Auf der anderen Seite hat Volmer mit der Entwicklung seines politischen Pazifismus, der Militäreinsätze gutheißt, seinen persönlichen Weg vom Kriegsgegner zum Realpolitiker beschrieben, der auch Bombardierungen Unschuldiger in Kauf nimmt. Aber schlimmer noch, dieser Realpolitiker ist so blauäugig, nicht sehen zu wollen, welche Gelegenheiten sich der verbliebenenen Supermacht bieten, unter dem Deckmantel der Terrorismus-Bekämpfung ihre hegemonialen Stellungen zur Sicherung ihres überdimensionalen Rohstoffverbrauchs auszubauen. Diese nunmehr globalisierte Sicherheitspolitik verschärft sämtliche durch globalisierte Wirtschaftspolitik schon angerichteten Schäden für die Umwelt und für die soziale Situation vieler Menschen.

Insgesamt gesehen ist heute starker Pazifismus nötiger denn je. Ein Pazifismus, der die bombenden Realpolitiker in die Schranken weist, der einer weltweit immer stärker in Erscheinung tretenden faschistoiden Politik (zum Beispiel gegenüber Flüchtlingen weltweit, gegenüber dem Rechtsstaat allgemein, gegenüber Volksgruppen wie dem palästinensischen Volk oder den Kurden) Zügel anlegt. Dieser Pazifismus könnte darauf verweisen, dass seinerzeit einer der größten Verbrecher des Naziregimes, Adolf Eichmann, der Millionen Tote zu verantworten hatte, nicht durch eine Bombardierung und Zerstörung Paraguays und Argentiniens zur Strecke gebracht wurde, sondern durch hochintelligente Aktionen des israelischen Geheimdienstes. Dieser hat ihn sogar lebend nach Israel gebracht, wo er einem ordentlichen Gericht zugeführt wurde.

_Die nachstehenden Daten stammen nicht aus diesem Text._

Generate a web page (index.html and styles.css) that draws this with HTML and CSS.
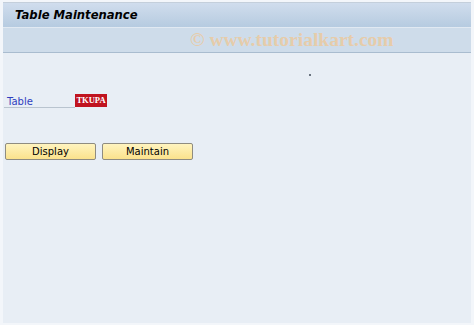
FILE: index.html
```html
<!DOCTYPE html>
<html lang="en">
<head>
    <meta charset="UTF-8">
    <title>Table Maintenance</title>
    <link rel="stylesheet" href="styles.css">
</head>
<body>
    <div class="window">
        <div class="title-bar">Table Maintenance</div>
        <div class="toolbar">
            <span class="watermark">&copy; www.tutorialkart.com</span>
        </div>
        <div class="content">
            <div class="dot-row"><span class="dot"></span></div>
            <div class="field-row">
                <label class="field-label">Table</label>
                <span class="field-value">TKUPA</span>
            </div>
            <div class="button-row">
                <button class="btn">Display</button>
                <button class="btn">Maintain</button>
            </div>
        </div>
    </div>
</body>
</html>
```

FILE: styles.css
```css
html, body {
    margin: 0;
    padding: 0;
}
body {
    width: 474px;
    height: 325px;
    background-color: #f3f6fa;
    font-family: Tahoma, "DejaVu Sans", sans-serif;
    overflow: hidden;
}
.window {
    margin: 2px 3px 3px 3px;
    height: 320px;
    display: flex;
    flex-direction: column;
    background-color: #e8eef5;
    border-top: 1px solid #c4cfdb;
}
.title-bar {
    height: 24px;
    box-sizing: border-box;
    padding: 5px 0 0 12px;
    background: linear-gradient(to bottom, #d0dded, #b6cbe0);
    font-family: "DejaVu Sans", sans-serif;
    font-weight: bold;
    font-style: italic;
    font-size: 11.6px;
    color: #000;
}
.toolbar {
    height: 26px;
    box-sizing: border-box;
    background-color: #cedcea;
    border-top: 1px solid #e1e9f2;
    border-bottom: 1px solid #a9bccf;
    padding: 1px 0 0 187px;
}
.watermark {
    font-family: "Liberation Serif", serif;
    font-size: 19.5px;
    font-weight: bold;
    color: #e6ccaa;
}
.content {
    flex: 1;
    padding: 0 0 0 1px;
}
.dot-row {
    height: 40px;
    position: relative;
}
.dot {
    position: absolute;
    left: 305px;
    top: 21px;
    width: 2px;
    height: 2px;
    background-color: #6a7480;
}
.field-row {
    display: flex;
    align-items: flex-end;
    width: 104px;
    height: 15px;
}
.field-label {
    width: 71px;
    height: 15px;
    box-sizing: border-box;
    padding: 3px 0 0 3px;
    border-bottom: 1px solid #b9c4cf;
    font-family: Tahoma, "DejaVu Sans", sans-serif;
    font-size: 10px;
    color: #2f3fbf;
    line-height: 12px;
}
.field-value {
    width: 32px;
    height: 13px;
    margin-bottom: 1px;
    background-color: #c0131f;
    color: #fff;
    font-family: "Liberation Serif", serif;
    font-size: 8.5px;
    font-weight: bold;
    line-height: 13px;
    text-align: center;
    overflow: hidden;
}
.button-row {
    display: flex;
    gap: 6px;
    margin: 35px 0 0 1px;
}
.btn {
    width: 91px;
    height: 17px;
    padding: 0;
    border: 1px solid #8f8c80;
    border-radius: 2px;
    background: linear-gradient(to bottom, #fff4bf, #fbe28c);
    font-family: Tahoma, "DejaVu Sans", sans-serif;
    font-size: 10px;
    color: #000;
}
```
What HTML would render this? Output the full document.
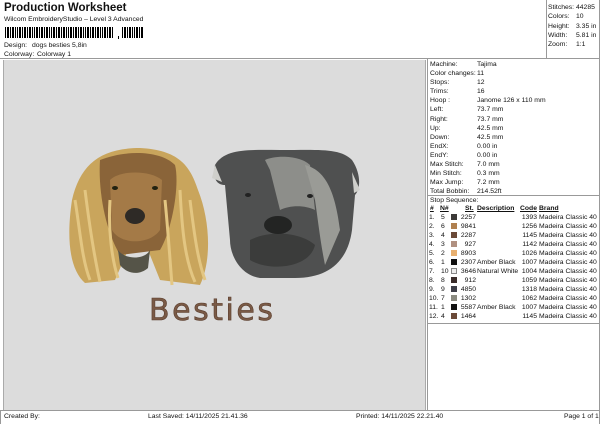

So sehen die Methoden aus, die - ohne sinn- und wahlloses Bombardieren - zum Ziel führen, Terroristen zu fassen und rechtmäßig abzuurteilen. Die ganz aktuelle Konzentration von verhafteten Moslems unter menschenunwürdigen Bedingungen in einem US-Militärlager auf Cuba - ohne jegliches Gerichtsverfahren - stellt ein weiteres absurdes Beispiel dafür dar, wie die Spirale der Gewalt weiter gedreht werden kann. Ein solch wahnwitziger Rachefeldzug wird erneute Gewalt erzeugen, wie in Israel-Palästina jeden Tag demonstriert wird.

Die Terrorismusfrage selbst lässt sich ansonsten nur durch eine weit gespannte Politik gegen die unmenschlichen, unsozialen Folgen der derzeitigen Globalisierung bewältigen: Dies bedeutet Kampf gegen Armut und Unterdrückung, nicht aber für den Reichtum Weniger und deren Vorherrschaft.

Die so genannten Globalisierungsgegner und die verbliebenen Pazifisten müssen gemeinsam gegen die jetzigen Politikauswüchse des globalisierten Militarismus vorgehen, der die deutsche Politik kritiklos und mit unbedingter Solidarität folgt.